Global Growth and Stock Market Melt Up?
Global Growth and Stock Market Melt Up?
There were similar patterns over the past few weeks in the first quarter GDP prints from China, the United States, and the European Union. Economic growth fared better than expected. This is notable given the two countries and one region account for over half the world’s output. Unfortunately, it’s not necessarily the case for Canada. The prospects for “better than expected” reports may not be as great and the most recent GDP data for February released last week aligned with the Bank of Canada’s very conservative forecasts.
For reference, China Q1 GDP grew ahead of expectations at 6.4% vs 6.3% forecast. First estimates for US GDP advanced by 3.2% vs 2.5%, and Eurozone annualized growth grew at 1.5% while the unemployment rate dropped to a 10-year-low.
Both the IMF and World Bank amongst other predominant voices have issued concerns over global growth in the beginning of this year. These warnings have been consistent with the reverse shift from Western Central Bankers including Federal Reserve Chair Jerome Powell who spoke of inconsistencies in US growth prospects last week, and Bank of Canada Governor Stephen Poloz whose concerns also echoed the threat of a global slowdown’s impact on the Canadian economy.
It certainly raises a question and is worth reconsidering why policy makers appear so cautious and dovish.

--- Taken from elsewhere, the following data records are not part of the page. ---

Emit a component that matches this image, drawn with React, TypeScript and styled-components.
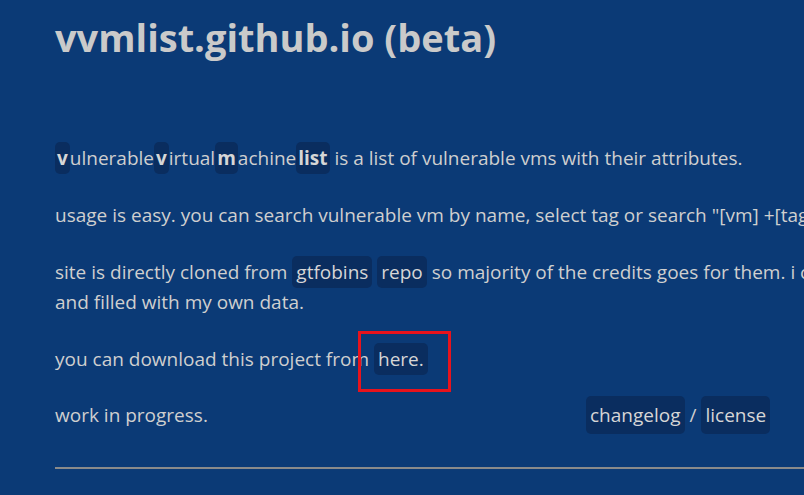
import React from "react";
import styled, { createGlobalStyle } from "styled-components";

const Global = createGlobalStyle`
  html, body { margin: 0; padding: 0; background: #0b3a76; overflow: hidden; }
  body { font-family: "Open Sans", "Noto Sans", sans-serif; color: #cfcfcf; }
`;

const Page = styled.div`
  width: 1000px;
  padding: 11px 0 0 55px;
  box-sizing: border-box;
`;

const Title = styled.h1`
  margin: 0 0 80px 0;
  font-size: 38px;
  font-weight: 700;
  line-height: 52px;
  color: #cacaca;
`;

const Para = styled.p<{ $width?: number; $gap?: number }>`
  margin: 0 0 ${(p) => p.$gap ?? 27}px 0;
  font-size: 19px;
  line-height: 30px;
  width: ${(p) => p.$width ?? 900}px;
`;

const Chip = styled.a<{ $bold?: boolean }>`
  background: #0a2d5f;
  color: #d6d6d6;
  border-radius: 5px;
  padding: 3px ${(p) => (p.$bold ? 2 : 4)}px;
  font-weight: ${(p) => (p.$bold ? 700 : 400)};
  text-decoration: none;
  position: relative;
`;

const Mark = styled.span`
  position: absolute;
  left: -16px;
  top: -12px;
  width: 93px;
  height: 61px;
  box-sizing: border-box;
  border: 3px solid #e8131c;
  pointer-events: none;
`;

const Footer = styled.div`
  display: grid;
  grid-template-columns: 531px auto;
  align-items: center;
  font-size: 19px;
  line-height: 32px;
`;

const Links = styled.div`
  display: flex;
  align-items: center;
  gap: 5px;
`;

const Rule = styled.hr`
  margin: 33px 0 0 0;
  border: none;
  border-top: 2px solid #8a8a8a;
  width: 900px;
`;

export default function App() {
  return (
    <>
      <Global />
      <Page>
        <Title>vvmlist.github.io (beta)</Title>
        <Para>
          <Chip $bold>v</Chip>ulnerable<Chip $bold>v</Chip>irtual
          <Chip $bold>m</Chip>achine<Chip $bold>list</Chip> is a list of
          vulnerable vms with their attributes.
        </Para>
        <Para>
          usage is easy. you can search vulnerable vm by name, select tag or
          search "[vm] +[tag]".
        </Para>
        <Para $width={935}>
          site is directly cloned from <Chip>gtfobins</Chip> <Chip>repo</Chip>{" "}
          so majority of the credits goes for them. i changed some parts and
          filled with my own data.
        </Para>
        <Para $gap={22}>
          you can download this project from{" "}
          <Chip>
            here.
            <Mark />
          </Chip>
        </Para>
        <Footer>
          <span>work in progress.</span>
          <Links>
            <Chip>changelog</Chip>/<Chip>license</Chip>
          </Links>
        </Footer>
        <Rule />
      </Page>
    </>
  );
}
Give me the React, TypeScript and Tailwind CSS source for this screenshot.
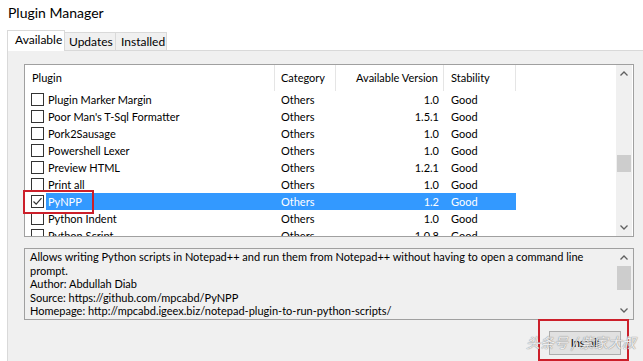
import React from "react";

type Plugin = {
  name: string;
  category: string;
  version: string;
  stability: string;
  checked?: boolean;
  selected?: boolean;
};

const plugins: Plugin[] = [
  { name: "Plugin Marker Margin", category: "Others", version: "1.0", stability: "Good" },
  { name: "Poor Man's T-Sql Formatter", category: "Others", version: "1.5.1", stability: "Good" },
  { name: "Pork2Sausage", category: "Others", version: "1.0", stability: "Good" },
  { name: "Powershell Lexer", category: "Others", version: "1.0", stability: "Good" },
  { name: "Preview HTML", category: "Others", version: "1.2.1", stability: "Good" },
  { name: "Print all", category: "Others", version: "1.0", stability: "Good" },
  { name: "PyNPP", category: "Others", version: "1.2", stability: "Good", checked: true, selected: true },
  { name: "Python Indent", category: "Others", version: "1.0", stability: "Good" },
  { name: "Python Script", category: "Others", version: "1.0.8", stability: "Good" },
];

function Chevron({ up }: { up?: boolean }) {
  return (
    <svg width="8" height="5" viewBox="0 0 8 5" className="block">
      <polyline
        points={up ? "0.5,4.5 4,1 7.5,4.5" : "0.5,0.5 4,4 7.5,0.5"}
        fill="none"
        stroke="#606060"
        strokeWidth="1.3"
      />
    </svg>
  );
}

function Checkbox({ checked }: { checked?: boolean }) {
  return (
    <div className="w-[13px] h-[13px] border border-[#333] bg-white flex items-center justify-center">
      {checked && (
        <svg width="11" height="11" viewBox="0 0 11 11">
          <polyline points="1.5,5.5 4.2,8.2 9.5,2.2" fill="none" stroke="#333" strokeWidth="1.2" />
        </svg>
      )}
    </div>
  );
}

export default function App() {
  return (
    <div className="relative w-[643px] h-[361px] overflow-hidden bg-white text-black text-[11px] font-['Lato',sans-serif]">
      <div className="h-[28px] pl-[8px] pt-[3px] text-[14px] leading-[20px]">Plugin Manager</div>

      {/* tabs */}
      <div className="flex items-end h-[22px] pl-[7px] relative z-10">
        <div className="h-[21px] -mb-px w-[58px] bg-white border border-b-0 border-[#d9d9d9] pl-[7px] leading-[17px] text-[12px]">
          Available
        </div>
        <div className="h-[18px] w-[51px] bg-[#f0f0f0] border border-l-0 border-b-0 border-[#d9d9d9] pl-[4px] pt-px leading-[16px] text-[12px]">
          Updates
        </div>
        <div className="h-[18px] w-[51px] bg-[#f0f0f0] border border-l-0 border-b-0 border-[#d9d9d9] pl-[5px] pt-px leading-[16px] text-[12px]">
          Installed
        </div>
      </div>

      {/* tab page */}
      <div className="ml-[7px] w-[700px] h-[320px] border border-[#d9d9d9] bg-[#f0f0f0] pl-[16px] pt-[13px]">
        {/* plugin list */}
        <div className="w-[610px] h-[173px] border border-[#a0a0a0] bg-white flex">
          <div className="flex-1 overflow-hidden">
            <div className="flex h-[26px] items-center">
              <div className="w-[250px] h-full pl-[7px] flex items-center border-r border-[#e5e5e5]">Plugin</div>
              <div className="w-[61px] h-full pl-[6px] flex items-center border-r border-[#e5e5e5]">Category</div>
              <div className="w-[108px] h-full pr-[5px] flex items-center justify-end border-r border-[#e5e5e5]">
                Available Version
              </div>
              <div className="w-[72px] h-full pl-[7px] flex items-center border-r border-[#e5e5e5]">Stability</div>
            </div>
            {plugins.map((p) => (
              <div key={p.name} className="flex h-[17px] items-center">
                <div className="w-[21px] pl-[6px] flex items-center">
                  <Checkbox checked={p.checked} />
                </div>
                <div
                  className={`flex h-full items-center leading-[16px] ${
                    p.selected ? "bg-[#3399ff] text-white" : ""
                  }`}
                >
                  <div className="w-[229px] pl-[2px] whitespace-nowrap">{p.name}</div>
                  <div className="w-[61px] pl-[6px]">{p.category}</div>
                  <div className="w-[108px] pr-[5px] text-right">{p.version}</div>
                  <div className="w-[72px] pl-[7px]">{p.stability}</div>
                </div>
              </div>
            ))}
          </div>
          <div className="w-[17px] pr-px">
            <div className="h-full bg-[#f0f0f0] flex flex-col items-center">
              <div className="h-[17px] flex items-center justify-center">
                <Chevron up />
              </div>
              <div className="flex-1 w-full px-px pt-[73px]">
                <div className="h-[17px] bg-[#cdcdcd]" />
              </div>
              <div className="h-[17px] flex items-center justify-center">
                <Chevron />
              </div>
            </div>
          </div>
        </div>

        {/* description */}
        <div className="mt-[11px] w-[610px] h-[72px] border border-[#a0a0a0] bg-[#f0f0f0] flex">
          <div className="flex-1 pl-[5px] pt-px leading-[13.5px] whitespace-nowrap">
            <div>Allows writing Python scripts in Notepad++ and run them from Notepad++ without having to open a command line</div>
            <div>prompt.</div>
            <div>Author: Abdullah Diab</div>
            <div>Source: https://github.com/mpcabd/PyNPP</div>
            <div>Homepage: http://mpcabd.igeex.biz/notepad-plugin-to-run-python-scripts/</div>
          </div>
          <div className="w-[17px] pr-px">
            <div className="h-full flex flex-col items-center">
              <div className="h-[17px] flex items-center justify-center">
                <Chevron up />
              </div>
              <div className="w-full px-px">
                <div className="h-[24px] bg-[#cdcdcd]" />
              </div>
              <div className="flex-1" />
              <div className="h-[17px] flex items-center justify-center">
                <Chevron />
              </div>
            </div>
          </div>
        </div>

        <div className="w-[610px] flex justify-end pr-[13px] mt-[11px]">
          <div className="w-[72px] h-[24px] bg-[#e1e1e1] border border-[#adadad] flex items-center justify-center">
            Install
          </div>
        </div>
      </div>

      {/* red annotation boxes */}
      <div className="absolute left-[23px] top-[190px] w-[71px] h-[24px] border-2 border-[#cc1f2a]" />
      <div className="absolute left-[538px] top-[319px] w-[91px] h-[42px] border-2 border-[#cc1f2a]" />

      {/* watermark */}
      <div className="absolute left-[526px] top-[332px] text-[14px] italic text-white/85 whitespace-nowrap font-['Noto_Sans_CJK_SC',sans-serif] [text-shadow:0_0_1px_#888,0_0_1px_#888]">
        头条号 / 紫家大叔
      </div>
    </div>
  );
}
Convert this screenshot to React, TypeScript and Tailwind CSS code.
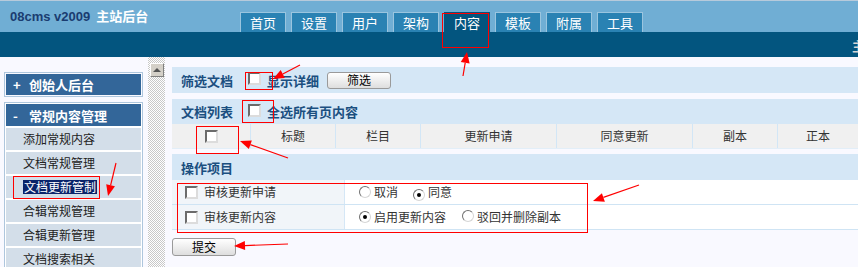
import React from 'react';

const tabs = ['首页', '设置', '用户', '架构', '内容', '模板', '附属', '工具'];
const items = ['添加常规内容', '文档常规管理', '文档更新管制', '合辑常规管理', '合辑更新管理', '文档搜索相关'];
const cols = ['', '标题', '栏目', '更新申请', '同意更新', '副本', '正本'];

function Check() {
  return (
    <span className="inline-block w-[13px] h-[13px] shrink-0 bg-white border-2 border-t-[#6b6b6b] border-l-[#6b6b6b] border-b-[#dcdcdc] border-r-[#dcdcdc]" />
  );
}

function Radio({ on }: { on?: boolean }) {
  return (
    <span className="inline-flex w-[12px] h-[12px] shrink-0 items-center justify-center rounded-full bg-white border border-t-[#707070] border-l-[#707070] border-b-[#d6d6d6] border-r-[#d6d6d6]">
      {on && <span className="w-[4px] h-[4px] rounded-full bg-black" />}
    </span>
  );
}

function Btn({ label, h }: { label: string; h: string }) {
  return (
    <button className={`w-[64px] ${h} rounded-[3px] border border-[#9a9a9a] bg-gradient-to-b from-white to-[#dedede] text-[12px] leading-none text-black`}>
      {label}
    </button>
  );
}

function Arrow({ x1, y1, x2, y2 }: { x1: number; y1: number; x2: number; y2: number }) {
  const dx = x2 - x1;
  const dy = y2 - y1;
  const len = Math.hypot(dx, dy);
  const ux = dx / len;
  const uy = dy / len;
  const bx = x2 - ux * 11;
  const by = y2 - uy * 11;
  const nx = -uy * 4.5;
  const ny = ux * 4.5;
  return (
    <g>
      <line x1={x1} y1={y1} x2={bx} y2={by} stroke="#ff0000" strokeWidth={1.2} />
      <polygon points={`${x2},${y2} ${bx + nx},${by + ny} ${bx - nx},${by - ny}`} fill="#ff0000" />
    </g>
  );
}

function Marks() {
  const rects = [
    [442, 13, 46, 34],
    [245, 72, 27, 17],
    [242, 100, 31, 22],
    [196, 126, 42, 27],
    [13, 176, 86, 22],
    [177, 183, 410, 49],
  ];
  return (
    <svg className="absolute left-0 top-0 pointer-events-none" width={858} height={267}>
      {rects.map(([x, y, w, h], i) => (
        <rect key={i} x={x + 0.5} y={y + 0.5} width={w} height={h} fill="none" stroke="#ff0000" strokeWidth={1} />
      ))}
      <Arrow x1={463} y1={76} x2={467} y2={52} />
      <Arrow x1={300} y1={65} x2={273} y2={79} />
      <Arrow x1={288} y1={158} x2={240} y2={141} />
      <Arrow x1={116} y1={163} x2={108} y2={196} />
      <Arrow x1={639} y1={185} x2={593} y2={201} />
      <Arrow x1={288} y1={244} x2={234} y2={246} />
    </svg>
  );
}

export default function App() {
  return (
    <div className="relative w-full h-[267px] overflow-hidden bg-[#f9f9ff] font-['Noto_Sans_CJK_SC',sans-serif] text-[12px]">
      {/* top header */}
      <div className="border-t border-[#b7cadb]">
        <div className="h-[31px] bg-[#70aed4] flex">
          <div className="w-[240px] shrink-0 pl-[10px] pt-[6px] font-bold leading-[18px] whitespace-nowrap">
            <span className="text-[#1a3c70] text-[13px] font-['Liberation_Sans',sans-serif]">08cms v2009</span>
            <span className="text-white ml-[6px] text-[13px]">主站后台</span>
          </div>
          <div className="flex gap-[5px] pt-[11px]">
            {tabs.map((t) => (
              <div
                key={t}
                className={`w-[46px] h-[20px] flex items-center justify-center text-white text-[13px] leading-none ${
                  t === '内容' ? 'bg-[#03557f]' : 'bg-[#2a82b3] border border-b-0 border-[#9ac5df]'
                }`}
              >
                {t}
              </div>
            ))}
          </div>
        </div>
        <div className="h-[25px] bg-[#03557f] flex overflow-hidden whitespace-nowrap">
          <div className="w-[852px] shrink-0" />
          <span className="text-[#d6d6d6] font-bold text-[13px] leading-[25px] pt-[1px]">主站</span>
        </div>
      </div>

      {/* body */}
      <div className="flex">
        <div className="w-[148px] shrink-0 pl-[4px] pt-[15px]">
          <div className="w-[139px] border border-[#aec6dd] p-[1px]">
            <div className="h-[21px] bg-[#336699] text-white font-bold text-[13px] flex items-center pl-[7px] leading-none">
              <span className="w-[16px]">+</span>创始人后台
            </div>
          </div>
          <div className="w-[139px] mt-[5px] border border-[#aec6dd] p-[1px] bg-white">
            <div className="h-[22px] bg-[#336699] text-white font-bold text-[13px] flex items-center pl-[7px] leading-none">
              <span className="w-[16px]">-</span>常规内容管理
            </div>
            {items.map((it) => (
              <div key={it} className="mt-[2px] h-[22px] bg-[#d3dee9] flex items-center pl-[17px] text-[#222] leading-none">
                {it === '文档更新管制' ? (
                  <span className="bg-[#0a246a] text-white px-[1px] py-[1px]">{it}</span>
                ) : (
                  it
                )}
              </div>
            ))}
          </div>
        </div>

        {/* scrollbar */}
        <div className="w-[17px] h-[210px] shrink-0 pt-[6px] pl-[2px] bg-[repeating-conic-gradient(#c8c8c8_0_25%,#ffffff_0_50%)] bg-[length:2px_2px]">
          <div className="w-[14px] h-[14px] bg-[#d4d0c8] border border-t-white border-l-white border-b-[#808080] border-r-[#808080] flex items-center justify-center">
            <span className="w-0 h-0 border-l-[4px] border-r-[4px] border-b-[4px] border-l-transparent border-r-transparent border-b-[#555]" />
          </div>
        </div>

        {/* main */}
        <div className="flex-1 ml-[7px] pt-[10px]">
          <div className="h-[26px] bg-[#d5e7f6] flex items-center pl-[9px]">
            <span className="font-bold text-[13px] text-[#1b4f80] leading-none">筛选文档</span>
            <span className="ml-[15px]"><Check /></span>
            <span className="ml-[6px] font-bold text-[13px] text-[#1b4f80] leading-none">显示详细</span>
            <span className="ml-[8px]"><Btn label="筛选" h="h-[17px]" /></span>
          </div>
          <div className="mt-[6px] h-[25px] bg-[#d5e7f6] flex items-center pl-[9px]">
            <span className="font-bold text-[13px] text-[#1b4f80] leading-none">文档列表</span>
            <span className="ml-[15px]"><Check /></span>
            <span className="ml-[6px] font-bold text-[13px] text-[#1b4f80] leading-none">全选所有页内容</span>
          </div>
          <div className="h-[25px] bg-[#f0f0f0] grid grid-cols-[78px_85px_85px_136px_136px_85px_1fr] border-b border-[#e2eef8]">
            {cols.map((c, i) => (
              <div key={i} className={`flex items-center justify-center text-[#333] ${i > 0 ? 'border-l border-[#d2e6f6]' : ''}`}>
                {i === 0 ? <Check /> : c}
              </div>
            ))}
          </div>

          <div className="mt-[5px] h-[26px] bg-[#d5e7f6] flex items-center pl-[9px]">
            <span className="font-bold text-[13px] text-[#1b4f80] leading-none">操作项目</span>
          </div>
          <div className="h-[25px] flex border-b border-[#cfe4f4] text-[#333]">
            <div className="w-[173px] bg-[#f1f5f9] border-r border-[#d5e7f6] flex items-center pl-[13px] gap-[6px]">
              <Check />审核更新申请
            </div>
            <div className="flex-1 bg-white flex items-center pl-[14px]">
              <Radio />
              <span className="ml-[3px]">取消</span>
              <span className="ml-[15px]"><Radio on /></span>
              <span className="ml-[3px]">同意</span>
            </div>
          </div>
          <div className="h-[25px] flex border-b border-[#cfe4f4] text-[#333]">
            <div className="w-[173px] bg-[#f1f5f9] border-r border-[#d5e7f6] flex items-center pl-[13px] gap-[6px]">
              <Check />审核更新内容
            </div>
            <div className="flex-1 bg-white flex items-center pl-[14px]">
              <Radio on />
              <span className="ml-[3px]">启用更新内容</span>
              <span className="ml-[16px]"><Radio /></span>
              <span className="ml-[3px]">驳回并删除副本</span>
            </div>
          </div>
          <div className="mt-[8px]">
            <Btn label="提交" h="h-[18px]" />
          </div>
        </div>
      </div>

      <Marks />
    </div>
  );
}
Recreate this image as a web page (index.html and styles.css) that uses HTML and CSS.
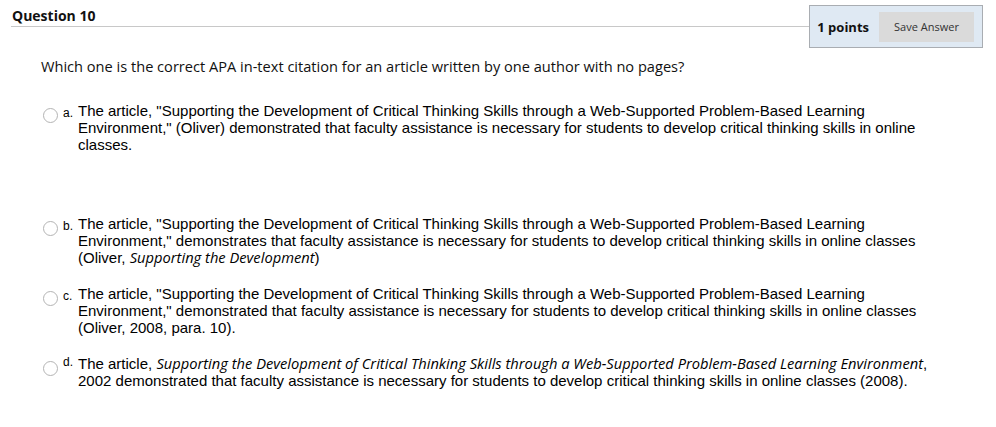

Fed Chair Powell created a bit of a stir this week when he used the word “transitory” to refer to inflation. What was gleaned was the Fed sees the inflation slowdown in the US as temporary and for some analysts this raised the prospects of higher US interest rates in the latter half of the year. That said, Friday’s US job numbers saw the jobless rate fall to a 49-year-low at 3.6%, but as wage growth again failed to accelerate the suggestion was there is further room for this US labour market to accelerate.
To contrast the US and Canada though, it’s also worth noting the difference between Powell and Poloz. Whereas Powell almost sounded hopeful on trade relations last Wednesday, Poloz in an interview with Global News this past week stated trade as the biggest risk to the Canadian economy (the last policy statement from the BoC highlighted oil markets, household spending, and global trade as the three biggest risks, which aligns their ranking).
Earlier in the year, it was the notion that the waning impact of the Trump tax cuts, US stocks in a bear market, the trade disputes between the US and China, in addition to steal and aluminum tariffs, and potential for frictions between the US and Europe would all be added impediments to global growth. Certainly, the Canadian economy, stunted by a beleaguered resource sector, seems one step back, but prospects in the US and Europe, buoyed by a strengthening Chinese economy seem a little more optimistic. As the US Fed pointed out, some of the bearish data points could be a result of transitory factors.
Morgan Stanley and Bank of America recently issued a call to investors worried about under exposure to equity markets. They suggested using the options market to capture a sudden move higher in a momentum trade in equities. At the beginning of 2019, it might have seemed eleven years past the Great Recession, we were finally losing some steam, but the question is whether we’re amidst something to the contrary.